WHAT IS ASKED:
For each line below that contains the string "React", copy that line.

MATERIAL SHOWN:
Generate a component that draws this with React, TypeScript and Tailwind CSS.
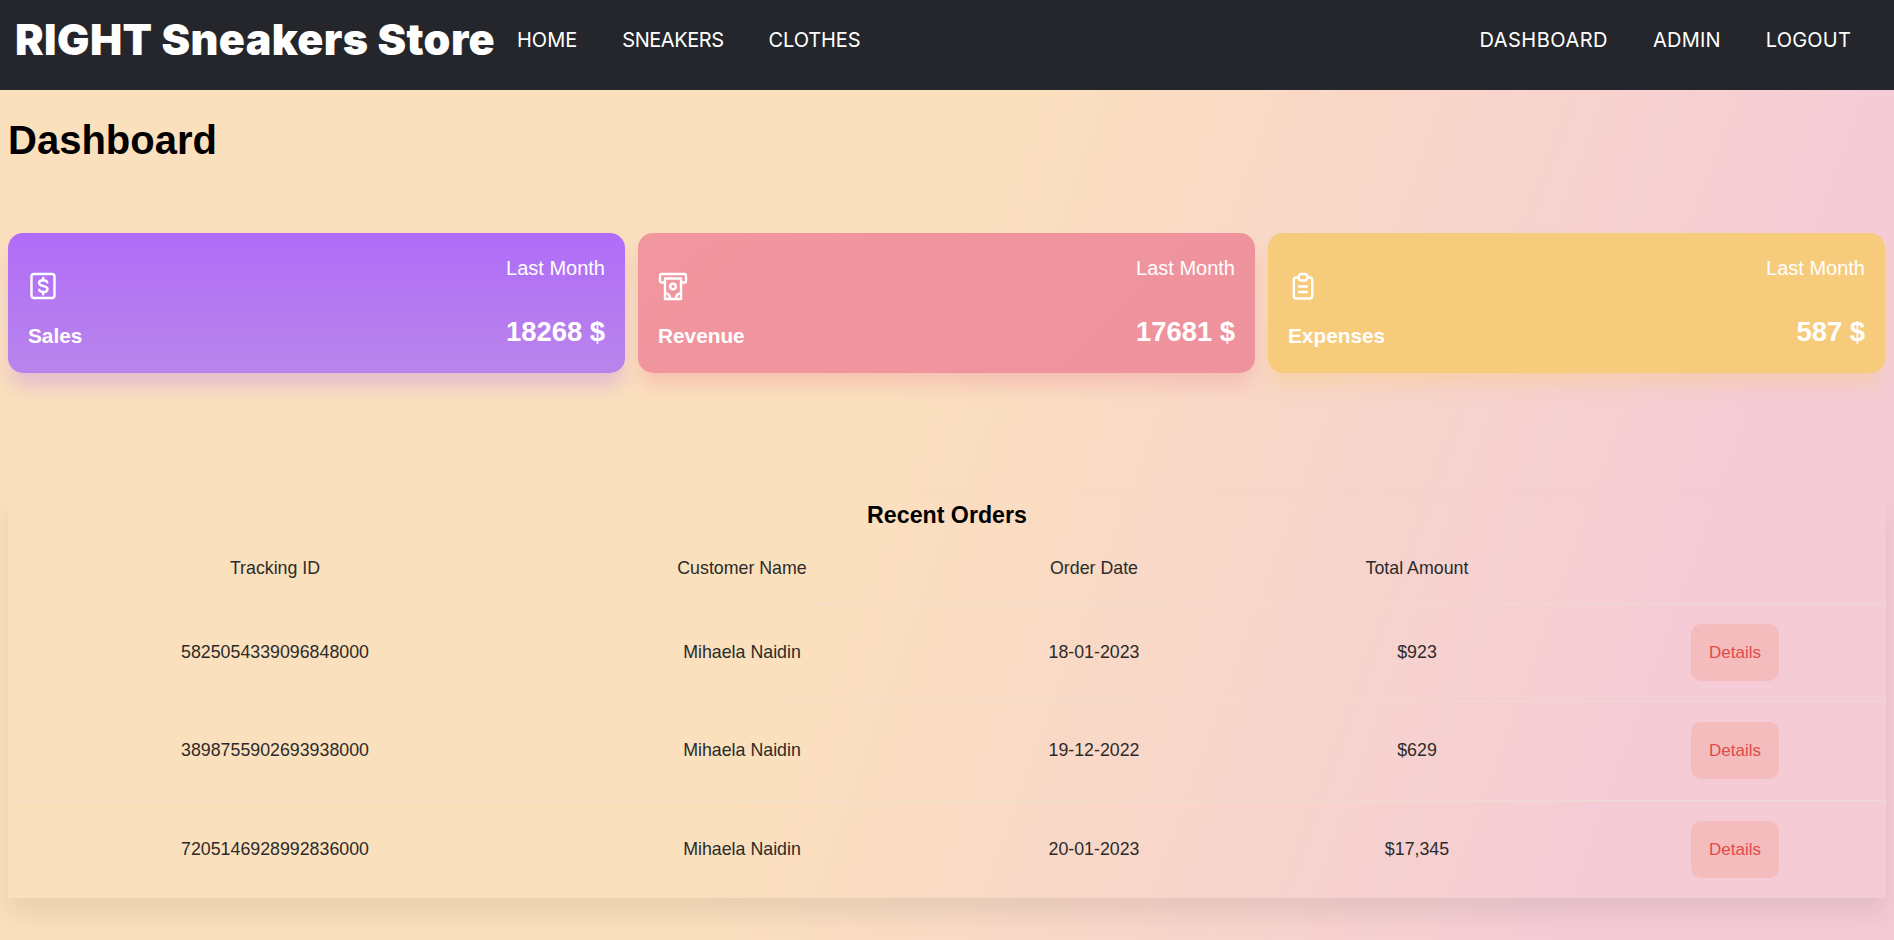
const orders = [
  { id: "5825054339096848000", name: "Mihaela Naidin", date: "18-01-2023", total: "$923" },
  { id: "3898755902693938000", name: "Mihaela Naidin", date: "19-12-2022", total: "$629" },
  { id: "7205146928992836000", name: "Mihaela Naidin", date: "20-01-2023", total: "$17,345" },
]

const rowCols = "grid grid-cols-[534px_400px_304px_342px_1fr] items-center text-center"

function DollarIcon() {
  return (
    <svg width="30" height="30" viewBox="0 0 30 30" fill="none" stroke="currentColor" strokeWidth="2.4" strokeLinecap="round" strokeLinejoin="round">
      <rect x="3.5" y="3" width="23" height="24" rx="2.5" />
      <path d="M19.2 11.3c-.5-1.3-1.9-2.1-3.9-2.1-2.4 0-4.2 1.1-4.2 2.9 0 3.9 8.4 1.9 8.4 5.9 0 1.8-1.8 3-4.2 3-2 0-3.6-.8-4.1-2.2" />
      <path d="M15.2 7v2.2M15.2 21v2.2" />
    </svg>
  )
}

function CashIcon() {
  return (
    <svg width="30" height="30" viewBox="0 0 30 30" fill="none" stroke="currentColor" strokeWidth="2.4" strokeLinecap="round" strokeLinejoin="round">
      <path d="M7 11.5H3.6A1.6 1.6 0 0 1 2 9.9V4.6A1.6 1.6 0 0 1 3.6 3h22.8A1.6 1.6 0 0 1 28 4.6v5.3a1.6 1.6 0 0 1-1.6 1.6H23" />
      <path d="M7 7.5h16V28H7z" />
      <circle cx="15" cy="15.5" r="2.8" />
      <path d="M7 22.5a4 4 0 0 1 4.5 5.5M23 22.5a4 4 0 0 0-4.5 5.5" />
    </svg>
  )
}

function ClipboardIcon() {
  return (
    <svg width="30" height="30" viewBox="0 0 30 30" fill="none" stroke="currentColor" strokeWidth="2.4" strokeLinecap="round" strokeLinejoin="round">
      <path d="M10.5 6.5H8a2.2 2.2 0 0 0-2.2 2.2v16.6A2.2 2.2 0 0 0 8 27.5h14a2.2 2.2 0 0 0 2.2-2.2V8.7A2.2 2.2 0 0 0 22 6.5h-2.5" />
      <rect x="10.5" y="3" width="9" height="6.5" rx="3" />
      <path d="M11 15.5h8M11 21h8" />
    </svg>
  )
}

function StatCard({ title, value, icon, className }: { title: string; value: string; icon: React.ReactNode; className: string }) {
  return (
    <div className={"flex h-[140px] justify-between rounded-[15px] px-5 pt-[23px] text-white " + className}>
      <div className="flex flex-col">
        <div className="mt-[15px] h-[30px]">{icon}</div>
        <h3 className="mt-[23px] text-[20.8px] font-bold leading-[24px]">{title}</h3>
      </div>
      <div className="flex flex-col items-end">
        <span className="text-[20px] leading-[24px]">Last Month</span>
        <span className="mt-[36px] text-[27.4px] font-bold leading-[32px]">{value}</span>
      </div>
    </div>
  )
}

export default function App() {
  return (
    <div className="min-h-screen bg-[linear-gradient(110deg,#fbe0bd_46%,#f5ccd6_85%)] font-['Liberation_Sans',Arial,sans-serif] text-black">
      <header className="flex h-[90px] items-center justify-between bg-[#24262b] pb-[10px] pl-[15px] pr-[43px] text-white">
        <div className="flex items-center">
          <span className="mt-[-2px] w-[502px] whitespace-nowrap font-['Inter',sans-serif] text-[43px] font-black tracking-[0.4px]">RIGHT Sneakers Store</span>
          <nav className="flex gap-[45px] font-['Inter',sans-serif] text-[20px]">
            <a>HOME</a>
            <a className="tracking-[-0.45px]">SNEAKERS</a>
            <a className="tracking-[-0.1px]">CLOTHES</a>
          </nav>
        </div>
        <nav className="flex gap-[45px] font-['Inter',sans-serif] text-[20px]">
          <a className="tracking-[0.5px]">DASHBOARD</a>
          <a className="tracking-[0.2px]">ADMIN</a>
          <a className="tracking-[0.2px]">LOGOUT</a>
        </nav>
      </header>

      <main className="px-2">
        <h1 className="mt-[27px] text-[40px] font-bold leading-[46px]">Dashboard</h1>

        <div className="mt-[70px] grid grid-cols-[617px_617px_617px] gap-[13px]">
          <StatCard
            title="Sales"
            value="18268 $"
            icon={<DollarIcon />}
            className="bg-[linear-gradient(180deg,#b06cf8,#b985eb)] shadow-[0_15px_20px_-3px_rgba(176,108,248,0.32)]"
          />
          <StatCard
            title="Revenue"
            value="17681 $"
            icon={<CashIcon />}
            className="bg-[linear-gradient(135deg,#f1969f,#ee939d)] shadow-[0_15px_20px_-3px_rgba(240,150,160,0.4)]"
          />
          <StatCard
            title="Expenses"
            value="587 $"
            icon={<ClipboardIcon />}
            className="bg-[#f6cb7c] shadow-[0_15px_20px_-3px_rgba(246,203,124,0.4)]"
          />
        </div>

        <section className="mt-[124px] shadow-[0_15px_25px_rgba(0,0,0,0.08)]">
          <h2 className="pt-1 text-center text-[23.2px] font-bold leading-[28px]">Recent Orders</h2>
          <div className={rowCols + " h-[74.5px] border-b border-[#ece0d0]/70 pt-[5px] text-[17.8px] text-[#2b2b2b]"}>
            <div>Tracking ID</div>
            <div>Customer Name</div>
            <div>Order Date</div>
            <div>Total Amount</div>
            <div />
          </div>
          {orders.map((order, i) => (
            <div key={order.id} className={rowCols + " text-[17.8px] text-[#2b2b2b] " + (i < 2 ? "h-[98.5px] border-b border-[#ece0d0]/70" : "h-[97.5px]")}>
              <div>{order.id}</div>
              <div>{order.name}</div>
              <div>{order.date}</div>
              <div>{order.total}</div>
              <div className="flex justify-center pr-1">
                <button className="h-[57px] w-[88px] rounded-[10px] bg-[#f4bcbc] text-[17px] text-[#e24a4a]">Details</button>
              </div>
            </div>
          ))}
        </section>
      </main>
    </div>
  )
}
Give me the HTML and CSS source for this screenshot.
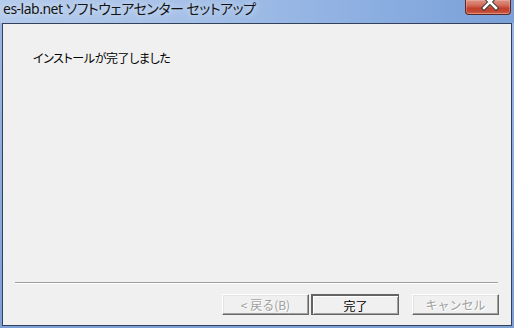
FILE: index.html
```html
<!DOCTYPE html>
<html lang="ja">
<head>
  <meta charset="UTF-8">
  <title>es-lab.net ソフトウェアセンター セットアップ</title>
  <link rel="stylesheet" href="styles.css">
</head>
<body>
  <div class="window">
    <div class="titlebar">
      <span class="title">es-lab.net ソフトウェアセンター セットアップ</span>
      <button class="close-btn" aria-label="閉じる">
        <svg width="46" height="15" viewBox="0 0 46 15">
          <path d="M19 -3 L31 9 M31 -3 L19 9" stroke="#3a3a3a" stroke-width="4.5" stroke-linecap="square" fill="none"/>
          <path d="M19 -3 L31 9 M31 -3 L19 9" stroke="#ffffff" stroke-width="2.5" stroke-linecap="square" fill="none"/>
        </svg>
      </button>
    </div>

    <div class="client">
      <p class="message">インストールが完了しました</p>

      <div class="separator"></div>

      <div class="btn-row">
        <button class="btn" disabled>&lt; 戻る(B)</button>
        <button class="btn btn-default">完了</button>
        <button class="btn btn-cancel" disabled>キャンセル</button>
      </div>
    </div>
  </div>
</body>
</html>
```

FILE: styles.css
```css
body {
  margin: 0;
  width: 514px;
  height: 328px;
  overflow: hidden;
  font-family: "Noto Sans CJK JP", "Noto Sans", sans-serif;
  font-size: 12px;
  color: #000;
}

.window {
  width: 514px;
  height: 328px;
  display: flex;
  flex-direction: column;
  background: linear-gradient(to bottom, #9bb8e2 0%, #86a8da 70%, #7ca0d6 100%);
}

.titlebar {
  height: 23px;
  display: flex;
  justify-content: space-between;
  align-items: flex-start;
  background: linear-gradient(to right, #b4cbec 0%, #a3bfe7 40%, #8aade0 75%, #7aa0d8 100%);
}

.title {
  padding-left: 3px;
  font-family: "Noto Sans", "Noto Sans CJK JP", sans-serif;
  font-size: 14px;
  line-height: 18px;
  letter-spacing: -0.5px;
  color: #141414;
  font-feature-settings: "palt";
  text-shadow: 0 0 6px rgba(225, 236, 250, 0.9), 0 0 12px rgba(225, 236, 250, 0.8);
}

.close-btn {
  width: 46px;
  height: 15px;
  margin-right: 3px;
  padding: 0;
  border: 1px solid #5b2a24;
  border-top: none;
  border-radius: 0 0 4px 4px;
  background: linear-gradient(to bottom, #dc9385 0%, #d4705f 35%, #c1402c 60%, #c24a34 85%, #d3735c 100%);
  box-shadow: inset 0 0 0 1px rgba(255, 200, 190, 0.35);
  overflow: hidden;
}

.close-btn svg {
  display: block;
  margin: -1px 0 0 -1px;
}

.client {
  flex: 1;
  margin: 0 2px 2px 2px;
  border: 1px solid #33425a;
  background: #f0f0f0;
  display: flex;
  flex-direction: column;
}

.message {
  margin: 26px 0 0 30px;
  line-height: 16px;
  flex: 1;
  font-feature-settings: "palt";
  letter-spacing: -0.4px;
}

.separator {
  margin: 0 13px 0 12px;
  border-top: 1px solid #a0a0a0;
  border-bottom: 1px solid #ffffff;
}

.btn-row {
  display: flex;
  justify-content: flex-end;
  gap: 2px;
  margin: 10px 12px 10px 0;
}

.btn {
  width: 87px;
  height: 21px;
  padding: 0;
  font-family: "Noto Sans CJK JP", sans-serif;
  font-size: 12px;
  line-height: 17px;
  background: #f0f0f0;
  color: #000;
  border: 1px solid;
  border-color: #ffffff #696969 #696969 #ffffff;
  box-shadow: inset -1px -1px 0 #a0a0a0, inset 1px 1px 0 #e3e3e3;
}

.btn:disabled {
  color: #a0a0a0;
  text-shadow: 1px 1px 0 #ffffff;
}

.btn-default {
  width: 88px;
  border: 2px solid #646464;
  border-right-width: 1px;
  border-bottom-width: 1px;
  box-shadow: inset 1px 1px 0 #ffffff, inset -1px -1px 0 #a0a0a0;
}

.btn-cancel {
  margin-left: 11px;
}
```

TASK OUTPUT:
Generate a component that draws this with React, TypeScript and Tailwind CSS.
function StatCard({ title, value, icon, className }: { title: string; value: string; icon: React.ReactNode; className: string }) {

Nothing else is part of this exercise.